Shape-driven optimization strategy for efficient and stable lead-free all-perovskite tandem solar cells

Abstract

Due to environmental concerns arising from the toxicity of lead-based perovskite solar cells (PSCs), developing efficient and stable lead-free perovskite solar cells has become a research hotspot. However, lead-free alternatives continue to struggle with high photovoltaic performance. In addition, despite the perovskite grain shape and structure plays a significant role in photon absorption, no significant dedicated research has been conducted to explore shape-driven photovoltaic properties of PSCs, so far.
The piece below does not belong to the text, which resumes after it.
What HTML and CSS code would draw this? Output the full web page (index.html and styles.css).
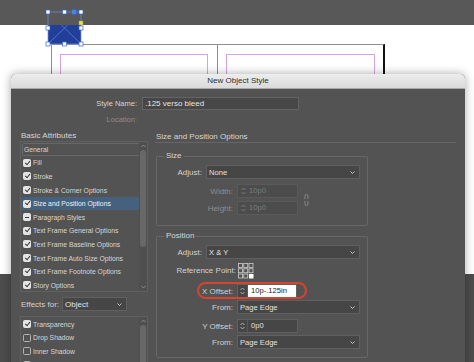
FILE: index.html
```html
<!DOCTYPE html>
<html lang="en">
<head>
<meta charset="utf-8">
<title>New Object Style</title>
<link rel="stylesheet" href="styles.css">
</head>
<body>
<div class="app">
  <div class="toolbar"></div>
  <div class="canvas">
    <div class="spread">
      <div class="page page-left"><div class="guide"></div></div>
      <div class="page page-right"><div class="guide"></div></div>
    </div>
  </div>
  <div class="pasteboard"></div>
</div>

<svg class="frame-sel" width="42" height="40" viewBox="44 8 42 40">
  <defs><clipPath id="vis"><rect x="48" y="25" width="33" height="19"/></clipPath></defs>
  <g clip-path="url(#vis)">
    <rect x="48" y="12" width="33" height="32" fill="#213f99"/>
    <path d="M48 12 L81 44 M81 12 L48 44" stroke="#5b80d8" stroke-width="0.8" fill="none"/>
  </g>
  <rect x="48" y="12" width="33" height="32" fill="none" stroke="#6f8fdc" stroke-width="0.7"/>
  <g fill="#fff" stroke="#3a66c8" stroke-width="0.7">
    <rect x="46" y="10" width="4" height="4"/>
    <rect x="62.5" y="10" width="4" height="4"/>
    <rect x="79" y="10" width="4" height="4"/>
    <rect x="46" y="26" width="4" height="4"/>
    <rect x="79" y="26" width="4" height="4"/>
    <rect x="46" y="42" width="4" height="4"/>
    <rect x="62.5" y="42" width="4" height="4"/>
    <rect x="79" y="42" width="4" height="4"/>
  </g>
  <rect x="71.5" y="9.5" width="5" height="5" fill="#4a86e0" stroke="#2f5cb8" stroke-width="0.6"/>
  <rect x="79" y="21" width="4" height="4" fill="#e6e05a" stroke="#9a9a40" stroke-width="0.5"/>
</svg>

<div class="dialog">
  <div class="titlebar">New Object Style</div>
  <div class="dialog-body">
    <div class="head">
      <span class="lbl">Style Name:</span>
      <div class="textfield">.125 verso bleed</div>
      <span class="lbl dim">Location:</span>
      <span></span>
    </div>

    <div class="cols">
      <div class="left">
        <div class="heading">Basic Attributes</div>
        <div class="listbox main-list">
          <ul class="items">
            <li class="item group">General</li>
            <li class="item"><span class="cb on"></span>Fill</li>
            <li class="item"><span class="cb on"></span>Stroke</li>
            <li class="item"><span class="cb on"></span>Stroke &amp; Corner Options</li>
            <li class="item selected"><span class="cb on"></span>Size and Position Options</li>
            <li class="item"><span class="cb mixed"></span>Paragraph Styles</li>
            <li class="item"><span class="cb on"></span>Text Frame General Options</li>
            <li class="item"><span class="cb on"></span>Text Frame Baseline Options</li>
            <li class="item"><span class="cb on"></span>Text Frame Auto Size Options</li>
            <li class="item"><span class="cb on"></span>Text Frame Footnote Options</li>
            <li class="item"><span class="cb on"></span>Story Options</li>
          </ul>
          <div class="scroll">
            <svg class="arrow" width="5" height="4" viewBox="0 0 5 4"><path d="M0.5 3 L2.5 1 L4.5 3" stroke="#9a9a9a" stroke-width="0.8" fill="none"/></svg>
            <div class="thumb"></div>
            <div class="spacer"></div>
            <svg class="arrow" width="5" height="4" viewBox="0 0 5 4"><path d="M0.5 1 L2.5 3 L4.5 1" stroke="#9a9a9a" stroke-width="0.8" fill="none"/></svg>
          </div>
        </div>

        <div class="effects">
          <span class="lbl fx-lbl">Effects for:</span>
          <div class="select fx-select"><span>Object</span>
            <svg width="5" height="3" viewBox="0 0 5 3"><path d="M0.5 0.5 L2.5 2.5 L4.5 0.5" stroke="#d0d0d0" stroke-width="0.9" fill="none"/></svg>
          </div>
        </div>

        <div class="listbox fx-list">
          <ul class="items">
            <li class="item"><span class="cb on"></span>Transparency</li>
            <li class="item"><span class="cb"></span>Drop Shadow</li>
            <li class="item"><span class="cb"></span>Inner Shadow</li>
            <li class="item"><span class="cb"></span></li>
          </ul>
          <div class="scroll">
            <svg class="arrow" width="5" height="4" viewBox="0 0 5 4"><path d="M0.5 3 L2.5 1 L4.5 3" stroke="#9a9a9a" stroke-width="0.8" fill="none"/></svg>
            <div class="thumb"></div>
          </div>
        </div>
      </div>

      <div class="right">
        <div class="heading sect">Size and Position Options</div>

        <fieldset class="group size-group">
          <legend>Size</legend>
          <div class="row row-adjust">
            <span class="lbl w-short">Adjust:</span>
            <div class="select wide"><span>None</span>
              <svg width="5" height="3" viewBox="0 0 5 3"><path d="M0.5 0.5 L2.5 2.5 L4.5 0.5" stroke="#d0d0d0" stroke-width="0.9" fill="none"/></svg>
            </div>
          </div>
          <div class="wh">
            <span class="lbl dim">Width:</span>
            <div class="numfield disabled">
              <span class="stepper"><svg width="5" height="8" viewBox="0 0 5 8"><path d="M0.5 3 L2.5 1 L4.5 3 M0.5 5 L2.5 7 L4.5 5" stroke="#8a8a8a" stroke-width="0.8" fill="none"/></svg></span>
              <span class="val">10p0</span>
            </div>
            <svg class="chain" width="5" height="12" viewBox="0 0 5 12"><path d="M1 5 V2 a1.5 1.5 0 0 1 3 0 V5 M1 7 V10 a1.5 1.5 0 0 0 3 0 V7" stroke="#8c8c8c" stroke-width="0.9" fill="none"/></svg>
            <span class="lbl dim">Height:</span>
            <div class="numfield disabled">
              <span class="stepper"><svg width="5" height="8" viewBox="0 0 5 8"><path d="M0.5 3 L2.5 1 L4.5 3 M0.5 5 L2.5 7 L4.5 5" stroke="#8a8a8a" stroke-width="0.8" fill="none"/></svg></span>
              <span class="val">10p0</span>
            </div>
          </div>
        </fieldset>

        <fieldset class="group pos-group">
          <legend>Position</legend>
          <div class="row row-adjust">
            <span class="lbl w-short">Adjust:</span>
            <div class="select wide"><span>X &amp; Y</span>
              <svg width="5" height="3" viewBox="0 0 5 3"><path d="M0.5 0.5 L2.5 2.5 L4.5 0.5" stroke="#d0d0d0" stroke-width="0.9" fill="none"/></svg>
            </div>
          </div>
          <div class="row row-ref">
            <span class="lbl w-ref">Reference Point:</span>
            <svg class="refpt" width="16" height="16" viewBox="0 0 16 16">
              <g fill="none" stroke="#cfcfcf" stroke-width="0.8">
                <rect x="0.5" y="0.5" width="4" height="4"/><rect x="5.75" y="0.5" width="4" height="4"/><rect x="11" y="0.5" width="4" height="4"/>
                <rect x="0.5" y="5.75" width="4" height="4"/><rect x="5.75" y="5.75" width="4" height="4"/><rect x="11" y="5.75" width="4" height="4"/>
                <rect x="0.5" y="11" width="4" height="4"/><rect x="5.75" y="11" width="4" height="4"/>
              </g>
              <rect x="11" y="11" width="4.5" height="4.5" fill="#ffffff"/>
            </svg>
          </div>
          <div class="row row-x">
            <span class="lbl w-long">X Offset:</span>
            <div class="numfield active">
              <span class="stepper"><svg width="5" height="8" viewBox="0 0 5 8"><path d="M0.5 3 L2.5 1 L4.5 3 M0.5 5 L2.5 7 L4.5 5" stroke="#c8c8c8" stroke-width="0.8" fill="none"/></svg></span>
              <span class="val">10p-.125in</span>
            </div>
            <span class="ring"></span>
          </div>
          <div class="row row-from">
            <span class="lbl w-long">From:</span>
            <div class="select mid"><span>Page Edge</span>
              <svg width="5" height="3" viewBox="0 0 5 3"><path d="M0.5 0.5 L2.5 2.5 L4.5 0.5" stroke="#d0d0d0" stroke-width="0.9" fill="none"/></svg>
            </div>
          </div>
          <div class="row row-y">
            <span class="lbl w-long">Y Offset:</span>
            <div class="numfield">
              <span class="stepper"><svg width="5" height="8" viewBox="0 0 5 8"><path d="M0.5 3 L2.5 1 L4.5 3 M0.5 5 L2.5 7 L4.5 5" stroke="#c8c8c8" stroke-width="0.8" fill="none"/></svg></span>
              <span class="val">0p0</span>
            </div>
          </div>
          <div class="row row-from">
            <span class="lbl w-long">From:</span>
            <div class="select mid"><span>Page Edge</span>
              <svg width="5" height="3" viewBox="0 0 5 3"><path d="M0.5 0.5 L2.5 2.5 L4.5 0.5" stroke="#d0d0d0" stroke-width="0.9" fill="none"/></svg>
            </div>
          </div>
        </fieldset>
      </div>
    </div>
  </div>
</div>
</body>
</html>
```

FILE: styles.css
```css
* { box-sizing: border-box; margin: 0; padding: 0; }
html, body { width: 474px; height: 362px; overflow: hidden; }
body {
  position: relative;
  background: #ffffff;
  font-family: "Liberation Sans", Arial, sans-serif;
  color: #d4d4d4;
}
ul { list-style: none; }

/* ---------- document canvas ---------- */
.app { display: flex; flex-direction: column; height: 362px; }
.toolbar { flex: none; height: 25px; background: #585858; }
.canvas { flex: none; height: 249px; background: #ffffff; overflow: hidden; }
.pasteboard { flex: 1; background: #4d4d4d; }

.spread {
  display: flex;
  margin: 19px 0 0 51px;
  width: 334px;
  height: 260px;
  border-top: 1px solid #8e8e8e;
  border-left: 1px solid #8e8e8e;
  border-right: 2px solid #111111;
}
.page { padding: 9px 0 0 8px; height: 100%; }
.page-left { width: 166px; border-right: 1px solid #8e8e8e; }
.page-right { width: 165px; }
.guide {
  height: 100%;
  border: 1px solid #d8a2ea;
  border-bottom: none;
}
.page-left .guide { width: 148px; }
.page-right .guide { width: 149px; }

.frame-sel { position: absolute; left: 44px; top: 8px; }

/* ---------- dialog ---------- */
.dialog {
  position: absolute;
  left: 11px;
  top: 74px;
  width: 454px;
  height: 300px;
  background: #535353;
  border-radius: 5px 5px 0 0;
  box-shadow: 0 0 10px rgba(0, 0, 0, 0.35);
  overflow: hidden;
}
.titlebar {
  height: 15px;
  background: linear-gradient(#ededed, #dadada);
  border-bottom: 1px solid #a9a9a9;
  text-align: center;
  font-size: 8px;
  line-height: 14px;
  color: #2e2e2e;
}
.dialog-body { padding: 0 9px; }

.lbl { font-size: 8px; color: #d2d2d2; white-space: nowrap; }
.lbl.dim { color: #8e8e8e; }

.head {
  display: grid;
  grid-template-columns: 117px 157px;
  grid-template-rows: 13px 12px;
  column-gap: 5px;
  row-gap: 4px;
  padding-top: 8px;
}
.head .lbl { text-align: right; font-size: 7.5px; line-height: 13px; }
.head .lbl.dim { line-height: 12px; }
.textfield {
  height: 13px;
  background: #474747;
  border: 1px solid #646464;
  font-size: 8px;
  line-height: 11px;
  padding-left: 2px;
  color: #e6e6e6;
}

.cols { display: flex; gap: 7px; margin-top: 5px; }
.left { width: 128px; flex: none; min-width: 0; }
.right { width: 301px; flex: none; min-width: 0; }

.heading {
  font-size: 8px;
  line-height: 10px;
  height: 10px;
  padding-left: 1px;
  color: #d6d6d6;
}
.heading.sect {
  height: 12px;
  line-height: 11px;
  border-bottom: 1px solid #666666;
}

/* list boxes */
.listbox {
  display: flex;
  width: 128px;
  overflow: hidden;
  border: 1px solid #606060;
  background: #535353;
}
.main-list { height: 151px; }
.fx-list { height: 60px; margin-top: 5px; }
.items { flex: 1 1 0; min-width: 0; overflow: hidden; padding-top: 0.5px; }
.item {
  height: 13.6px;
  display: flex;
  align-items: center;
  gap: 2px;
  padding-left: 2px;
  font-size: 6.8px;
  color: #d6d6d6;
  white-space: nowrap;
  overflow: hidden;
}
.item.group { padding-left: 1px; }
.item.selected { background: #46617e; color: #f2f2f2; }

.cb {
  position: relative;
  flex: none;
  width: 8px;
  height: 8px;
  border: 1px solid #b4b4b4;
  border-radius: 1.5px;
}
.cb.on, .cb.mixed { background: #e4e4e4; border-color: #e4e4e4; }
.cb.on::after {
  content: "";
  position: absolute;
  left: 1.6px;
  top: -0.4px;
  width: 2.4px;
  height: 4.2px;
  border-right: 1.4px solid #3a3a3a;
  border-bottom: 1.4px solid #3a3a3a;
  transform: rotate(40deg);
}
.cb.mixed::after {
  content: "";
  position: absolute;
  left: 1px;
  top: 2.5px;
  width: 4px;
  height: 1.2px;
  background: #3a3a3a;
}

.scroll {
  flex: none;
  width: 8px;
  display: flex;
  flex-direction: column;
  align-items: center;
  padding: 2px 0 2px;
  background: #4f4f4f;
}
.scroll .arrow { flex: none; }
.scroll .thumb {
  flex: none;
  width: 6px;
  height: 97px;
  margin-top: 2px;
  background: #686868;
  border-radius: 3px;
}
.fx-list .thumb { height: 60px; }
.scroll .spacer { flex: 1; }

.effects {
  display: flex;
  align-items: center;
  gap: 3px;
  height: 14px;
  margin-top: 5px;
  padding-left: 1px;
}
.fx-lbl { width: 38px; }

/* selects and fields */
.select {
  height: 14px;
  display: flex;
  align-items: center;
  justify-content: space-between;
  padding: 0 4px 0 2px;
  background: #464646;
  border: 1px solid #606060;
  font-size: 7.6px;
  color: #e2e2e2;
}
.fx-select { width: 65px; font-size: 8px; }
.select.wide { width: 154px; }
.select.mid { width: 123px; }

.numfield {
  width: 61px;
  height: 14px;
  display: flex;
  align-items: stretch;
  background: #464646;
  border: 1px solid #606060;
  font-size: 7.6px;
  color: #e0e0e0;
}
.numfield .stepper {
  width: 10px;
  flex: none;
  display: flex;
  align-items: center;
  justify-content: center;
  border-right: 1px solid #5a5a5a;
}
.numfield .val { flex: 1; padding-left: 3px; line-height: 12px; }
.numfield.disabled { background: #4c4c4c; border-color: #5a5a5a; color: #7c7c7c; }
.numfield.disabled .stepper { border-right: none; }
.numfield.disabled .val { padding-left: 1px; }
.numfield.active { width: 60px; }
.numfield.active .val { background: #ffffff; color: #222222; padding-left: 3px; }

/* group boxes */
.group {
  width: 212px;
  margin-left: 1px;
  border: 1px solid #686868;
  border-radius: 2px;
  padding: 0 0 0 1px;
  min-width: 0;
}
.group legend {
  font-size: 8px;
  line-height: 10px;
  padding: 0 2px;
  margin-left: 6px;
  color: #d6d6d6;
}
.size-group { margin-top: 8px; padding-bottom: 10px; }
.pos-group { margin-top: 5px; padding-bottom: 8px; }

.row { display: flex; align-items: center; gap: 4px; position: relative; }
.row .lbl { text-align: right; flex: none; }
.w-short { width: 44px; }
.w-long { width: 75px; }
.w-ref { width: 78px; }
.row-adjust { height: 14px; margin-top: 4px; }
.row-ref { height: 17px; margin-top: 3px; gap: 2px; }
.row-x { height: 14px; margin-top: 5px; }
.row-from { height: 14px; margin-top: 2px; }
.row-y { height: 14px; margin-top: 5px; }

.wh {
  display: grid;
  grid-template-columns: 75px 61px 12px;
  grid-template-rows: 14px 14px;
  column-gap: 4px;
  row-gap: 3px;
  align-items: center;
  margin-top: 5px;
}
.wh .lbl { text-align: right; }
.wh .chain { grid-column: 3; grid-row: 1 / 3; margin-left: 2px; align-self: center; }

.ring {
  position: absolute;
  left: 39px;
  top: -2px;
  width: 110px;
  height: 17px;
  border: 2px solid #d9432f;
  border-radius: 9px;
}
```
To fill this gap, we utilized COMSOL Multiphysics software to investigate the perovskite grain shape-modulated photovoltaic optimization aiming to systematically enhance the overall performance of lead-free all-perovskite tandem solar cells (APTSCs). Our findings proposed that perovskite grain with cylindrical shape exhibit excellent photovoltaic performance, as the single-junction lead-free devices with narrow and wide bandgap exhibited optimal power conversion efficiency (PCE) of 31.67 % and 21.15 %, respectively. Furthermore, we successfully constructed 2T lead-free perovskite tandem solar cells by combining the optimized single-junctions and PCE value as high as 33.28 % was achieved. These results not only demonstrate the enormous potential of lead-free perovskite materials but also validate that perovskite grain shape is a crucial parameter for light trapping in solar absorber materials which has the potential to effectively overcome the current material's limitations and can boost the device efficiency of lead-free perovskite tandem devices.